The continuity of the Four Hundred idea as a logical system was broken by the quality of some of its members. Compared to the society I have previously mentioned it was as chaff. There was a total lack of intellectuality. Degeneracy marked some of their acts; divorce blackened their records, and shameless affairs marked them. In this "set," and particularly its imitators throughout the United States, the divorce rate is appalling. Men leave their wives and obtain a divorce for no other reason than that a woman falls in love with another woman's husband. On a yacht we will say there is some scandal. A divorce ensues, and afterward the parties are remarried. Or we will say a wife succumbs to the blandishments of another man. The conjugal arrangements are rearranged, so that, as a very merry New York club man told me, "It is difficult to tell where you are at." In a word, the morale of the men of this set is low, their standard high, but not always lived up to. I believe that I am not doing the American of the middle class wrong and the ultra-fashionable class an injustice in saying that it is as a class immoral.

Americans make great parade of their churches. Spires rise like the pikes of an army in every town, yet the morality of the men is low. There are in this land 600,000 prostitutes—ruined women. But this is not due entirely to the Four Hundred, whose irregularities appear to be confined to inroads upon their own set. Nearly all these men are club men; two-thirds are in business as brokers, bankers, or professional men; and there is a large percentage of men of leisure and vast wealth. They affect English methods, and are, as a rule, not highly intelligent, but blasé, often effeminate, an interesting spectacle to the student, showing that the downfall of the American Republic would come sooner than that of Rome if the "fast set" were a dominating force, which it is not.

In the great middle class of the American men I find much to admire; half educated, despite their boasted school system, they put up, to quote one of them, "a splendid bluff" of respectability and morality, yet their statistics give the lie to it. Their divorces are phenomenal, and they are obtained on the slightest cause. If a man or woman becomes weary of the other they are divorced on the ground of incompatibility of temper.

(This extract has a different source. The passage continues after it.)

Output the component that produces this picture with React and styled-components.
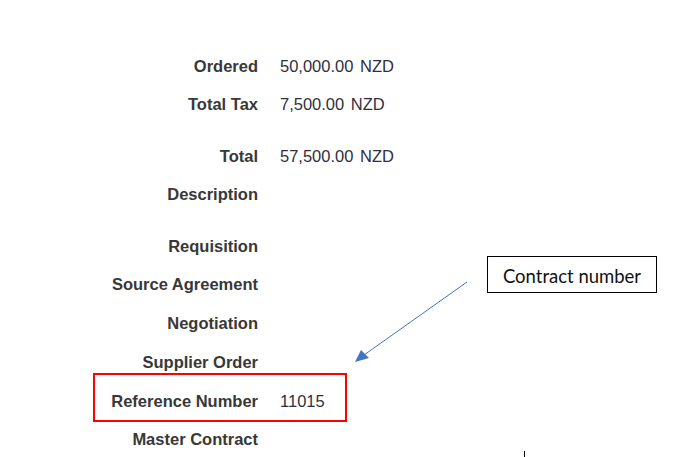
import React from 'react';
import styled, { createGlobalStyle } from 'styled-components';

const GlobalStyle = createGlobalStyle`
    html, body {
        margin: 0;
        padding: 0;
        background: #ffffff;
    }
    body {
        font-family: "Liberation Sans", Arial, sans-serif;
    }
`;

const Page = styled.div`
    position: relative;
    width: 674px;
    height: 457px;
    overflow: hidden;
    background: #ffffff;
`;

const Details = styled.dl`
    margin: 0;
    padding-top: 46.5px;
    display: grid;
    grid-template-columns: 258px auto;
    column-gap: 22px;
    justify-content: start;
`;

const Label = styled.dt`
    margin: 0;
    margin-top: ${p => (p.$spaced ? '12.5px' : '0')};
    height: 38.75px;
    line-height: 38.75px;
    text-align: right;
    font-size: 16.5px;
    font-weight: 700;
    color: #383838;
    white-space: nowrap;
`;

const Value = styled.dd`
    margin: 0;
    margin-top: ${p => (p.$spaced ? '12.5px' : '0')};
    height: 38.75px;
    line-height: 38.75px;
    font-size: 16.5px;
    color: #30303c;
    white-space: nowrap;
    word-spacing: 2px;
`;

const Highlight = styled.div`
    position: absolute;
    left: 93px;
    top: 373px;
    width: 250px;
    height: 45px;
    border: 2px solid #ff0000;
`;

const Callout = styled.div`
    position: absolute;
    left: 487px;
    top: 256px;
    width: 168px;
    height: 33px;
    padding-top: 2px;
    box-sizing: content-box;
    border: 1px solid #000000;
    display: flex;
    align-items: center;
    justify-content: center;
    font-family: Lato, "Open Sans", sans-serif;
    font-size: 18.5px;
    color: #111111;
`;

const Overlay = styled.svg`
    position: absolute;
    left: 0;
    top: 0;
    pointer-events: none;
`;

const rows = [
    { label: 'Ordered', value: '50,000.00 NZD' },
    { label: 'Total Tax', value: '7,500.00 NZD' },
    { label: 'Total', value: '57,500.00 NZD', spaced: true },
    { label: 'Description' },
    { label: 'Requisition', spaced: true },
    { label: 'Source Agreement' },
    { label: 'Negotiation' },
    { label: 'Supplier Order' },
    { label: 'Reference Number', value: '11015' },
    { label: 'Master Contract' },
];

export default function App() {
    return (
        <Page>
            <GlobalStyle />
            <Details>
                {rows.map(r => (
                    <React.Fragment key={r.label}>
                        <Label $spaced={r.spaced}>{r.label}</Label>
                        <Value $spaced={r.spaced}>{r.value || ''}</Value>
                    </React.Fragment>
                ))}
            </Details>
            <Highlight />
            <Callout>Contract number</Callout>
            <Overlay width="674" height="457" viewBox="0 0 674 457">
                <line x1="467" y1="282" x2="364" y2="355" stroke="#4472c4" strokeWidth="1" />
                <polygon points="355,362 361,350 369,358" fill="#4472c4" />
                <line x1="524.5" y1="451" x2="524.5" y2="457" stroke="#000" strokeWidth="1" />
            </Overlay>
        </Page>
    );
}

A lady, a descendant of one of the oldest families, desired to marry her friend's husband. He charged his wife with various vague acts, one of which, according to the press, was that she did not wear "corsets"—a sort of steel frame which the American women wear to compress the waist. This was not accepted by the learned judge, and the wife then left her husband and went away on a six or eight months' visit. This enabled the husband to put in a claim of desertion, and the decree of divorce was granted. A quicker method is to pretend to throw the breakfast dishes at your wife, who makes a charge of "extreme incompatibility," and a divorce is at once obtained. Certain Territories bank on their divorce laws, and the mismated have but to go there and live a few months to obtain a separation on almost any claim. Many of the most distinguished statesmen have been charged with certain moral lapses in the heat of political fights, which, in almost every instance, are ignored by the victims, their silence being significant to some, illogical to others; yet the fact remains that the press goes to the greatest extremes. No family secret is considered sacred to the American politician in the heat of a campaign; to win, he would sacrifice the husband, father, mother, and children of his enemy. So remarkable is the rage for divorce that many of the great religious denominations have taken up arms against it. Catholics forbid it. Episcopalians resent it by ostracism if the cause is trivial, and a "separation" is denounced in the pulpit.